Told us he hoped the problem would not recur until after he was on
pension. We informed him of the end process, and left him with a repair
tool kit.
So all day I fussed and fumed and farted around with the task, it sort
of worked, it sort of did not work, we had the wrong materials that
turned out to be the right materials.
We had an end goal and part of the process was to figure out just how it
could be done. It involved plaster. I don't really know diddly about
plaster.

I've watched David Flaherty, Rory Brennan and David Hayes but not for
any extended period as I tend to jump in and jump out of their
demonstrations.
I cannot focus long enough on a learning experience to sit still.
I spend more time listening to them over a beer than I do paying
attention to their techniques.
So I can admit my ignorance of plaster is profound. But I know that it
can be done.

I kept asking my helper if he was bored. I would be bored. He was not. A
few times I asked him what he thought we should do next.
I suppose he thought it was a test, but the truth was I was perplexed.
We talked about the character of the workability of the materials.
Eventually I saw that I was going backwards more than I was going
forwards and we quit for the day.
I could see that it was a state of mind needed to focus on finishing up
the details.

On the way home at the end of the day I said, "You saw what we were
doing, right?"
He had. I then explained to him that I had never in my life ever done
anything like what we had just done.
Then I asked him if he felt up to finishing it off the next day on his own.

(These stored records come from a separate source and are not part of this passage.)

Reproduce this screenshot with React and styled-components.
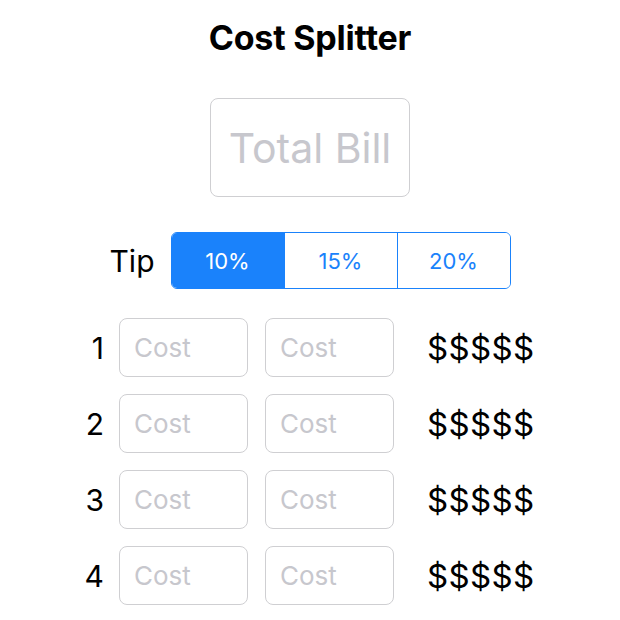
import React, { useState } from "react";
import styled, { createGlobalStyle } from "styled-components";

const GlobalStyle = createGlobalStyle`
  html, body {
    margin: 0;
    padding: 0;
    background: #ffffff;
    font-family: Inter, "Noto Sans", sans-serif;
    color: #000;
  }
`;

const Page = styled.div`
  width: 620px;
  display: flex;
  flex-direction: column;
  align-items: center;
  padding-top: 16px;
`;

const Title = styled.h1`
  margin: 0;
  font-size: 34px;
  line-height: 44px;
  font-weight: 700;
  letter-spacing: -0.2px;
`;

const TotalInput = styled.input`
  box-sizing: border-box;
  margin-top: 38px;
  width: 200px;
  height: 99px;
  border: 1px solid #cfcfd2;
  border-radius: 8px;
  font-family: inherit;
  font-size: 41px;
  text-align: center;
  outline: none;
  padding: 0;
  &::placeholder {
    color: #c7c7cd;
  }
`;

const TipRow = styled.div`
  margin-top: 35px;
  display: flex;
  align-items: center;
  gap: 16px;
`;

const Label = styled.span`
  font-size: 30px;
  line-height: 36px;
`;

const Segmented = styled.div`
  display: flex;
  width: 340px;
  height: 57px;
  box-sizing: border-box;
  border: 1.5px solid #1a82fb;
  border-radius: 6px;
  overflow: hidden;
`;

const Segment = styled.button`
  flex: 1;
  border: none;
  border-left: ${(p) => (p.$first ? "none" : "1.5px solid #1a82fb")};
  background: ${(p) => (p.$active ? "#1a82fb" : "#ffffff")};
  color: ${(p) => (p.$active ? "#ffffff" : "#1a82fb")};
  font-family: inherit;
  font-size: 22px;
  padding: 0;
  cursor: pointer;
`;

const Rows = styled.div`
  margin-top: 29px;
  display: flex;
  flex-direction: column;
  gap: 17px;
`;

const Row = styled.div`
  display: flex;
  align-items: center;
`;

const Num = styled.span`
  width: 15px;
  display: flex;
  justify-content: flex-end;
  white-space: nowrap;
  font-size: 30px;
  margin-right: 15px;
`;

const CostInput = styled.input`
  box-sizing: border-box;
  width: 129px;
  height: 59px;
  border: 1px solid #cfcfd2;
  border-radius: 8px;
  font-family: inherit;
  font-size: 26px;
  padding: 0 14px;
  outline: none;
  & + & {
    margin-left: 17px;
  }
  &::placeholder {
    color: #c7c7cd;
  }
`;

const Amount = styled.span`
  margin-left: 33px;
  font-size: 33px;
  letter-spacing: 0.3px;
  width: 104px;
  white-space: nowrap;
`;

const tips = ["10%", "15%", "20%"];

export default function App() {
  const [tip, setTip] = useState(0);
  return (
    <Page>
      <GlobalStyle />
      <Title>Cost Splitter</Title>
      <TotalInput placeholder="Total Bill" />
      <TipRow>
        <Label>Tip</Label>
        <Segmented>
          {tips.map((t, i) => (
            <Segment key={t} $first={i === 0} $active={tip === i} onClick={() => setTip(i)}>
              {t}
            </Segment>
          ))}
        </Segmented>
      </TipRow>
      <Rows>
        {[1, 2, 3, 4].map((n) => (
          <Row key={n}>
            <Num>{n}</Num>
            <CostInput placeholder="Cost" />
            <CostInput placeholder="Cost" />
            <Amount>$$$$$</Amount>
          </Row>
        ))}
      </Rows>
    </Page>
  );
}
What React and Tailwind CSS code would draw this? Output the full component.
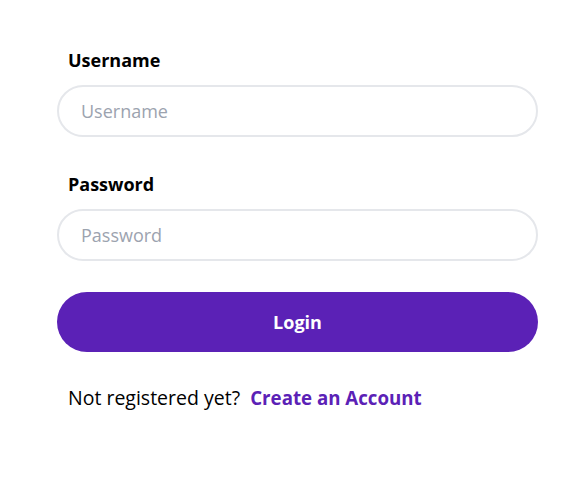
export default function App() {
  return (
    <div className="min-h-screen bg-white" style={{ fontFamily: '"Open Sans", "Noto Sans", sans-serif' }}>
      <div className="pl-[57px] pt-[48px] w-[538px]">
        <label className="block pl-[11px] text-[18px] leading-[24px] font-bold text-black">Username</label>
        <input
          type="text"
          placeholder="Username"
          className="mt-[13px] block w-[481px] h-[52px] rounded-full border-2 border-[#e5e7eb] px-[22px] text-[18px] text-black placeholder:text-[#9ca3af] outline-none"
        />
        <label className="mt-[35px] block pl-[11px] text-[18px] leading-[24px] font-bold text-black">Password</label>
        <input
          type="password"
          placeholder="Password"
          className="mt-[13px] block w-[481px] h-[52px] rounded-full border-2 border-[#e5e7eb] px-[22px] text-[18px] text-black placeholder:text-[#9ca3af] outline-none"
        />
        <button className="mt-[31px] block w-[481px] h-[60px] rounded-full bg-[#5b21b6] text-white text-[18px] font-bold">
          Login
        </button>
        <p className="mt-[34px] pl-[11px] text-[19.5px] leading-[24px] text-black">
          Not registered yet?{"\u00a0 "}
          <a href="#" className="font-bold text-[18.7px] text-[#5b21b6]">Create an Account</a>
        </p>
      </div>
    </div>
  );
}
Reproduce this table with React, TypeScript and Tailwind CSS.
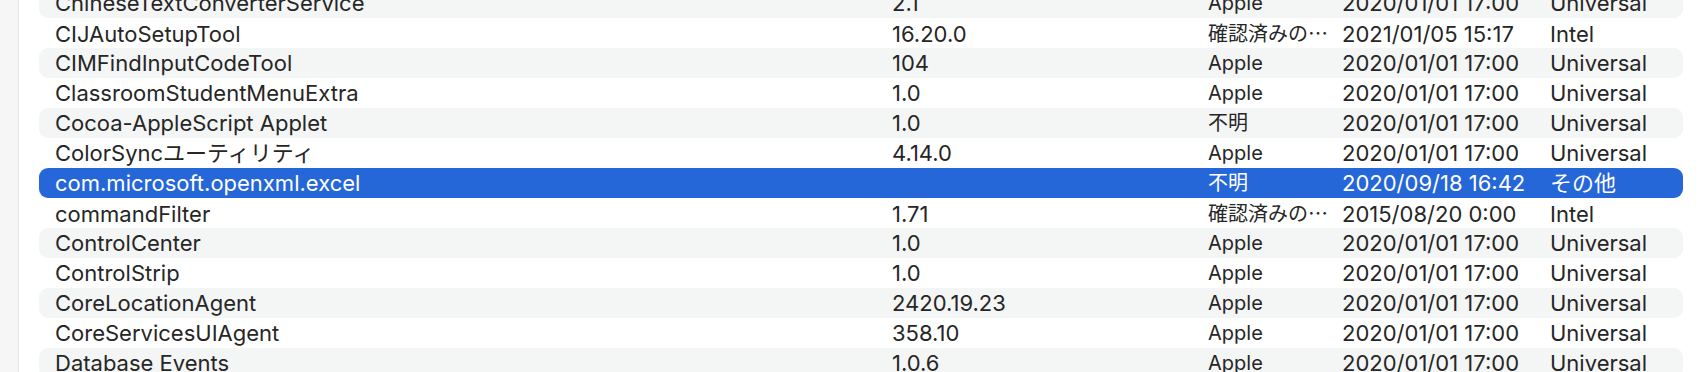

He went in with a helper and later I got a call, "This does not seem to
be working."
All I could say was, "Well, I can't show you technique over the phone.
But I can tell you that it can be done. Keep in mind what we have to end
up with."
At the end of the day the call was that the facility guy was happy, that
the client had pointed out one flaw that they fixed right then, and that
the work was somewhere between OK and perfect.

Sometimes all we really need is the confidence that it can be done.
We can live without fear overtaking us if we want to.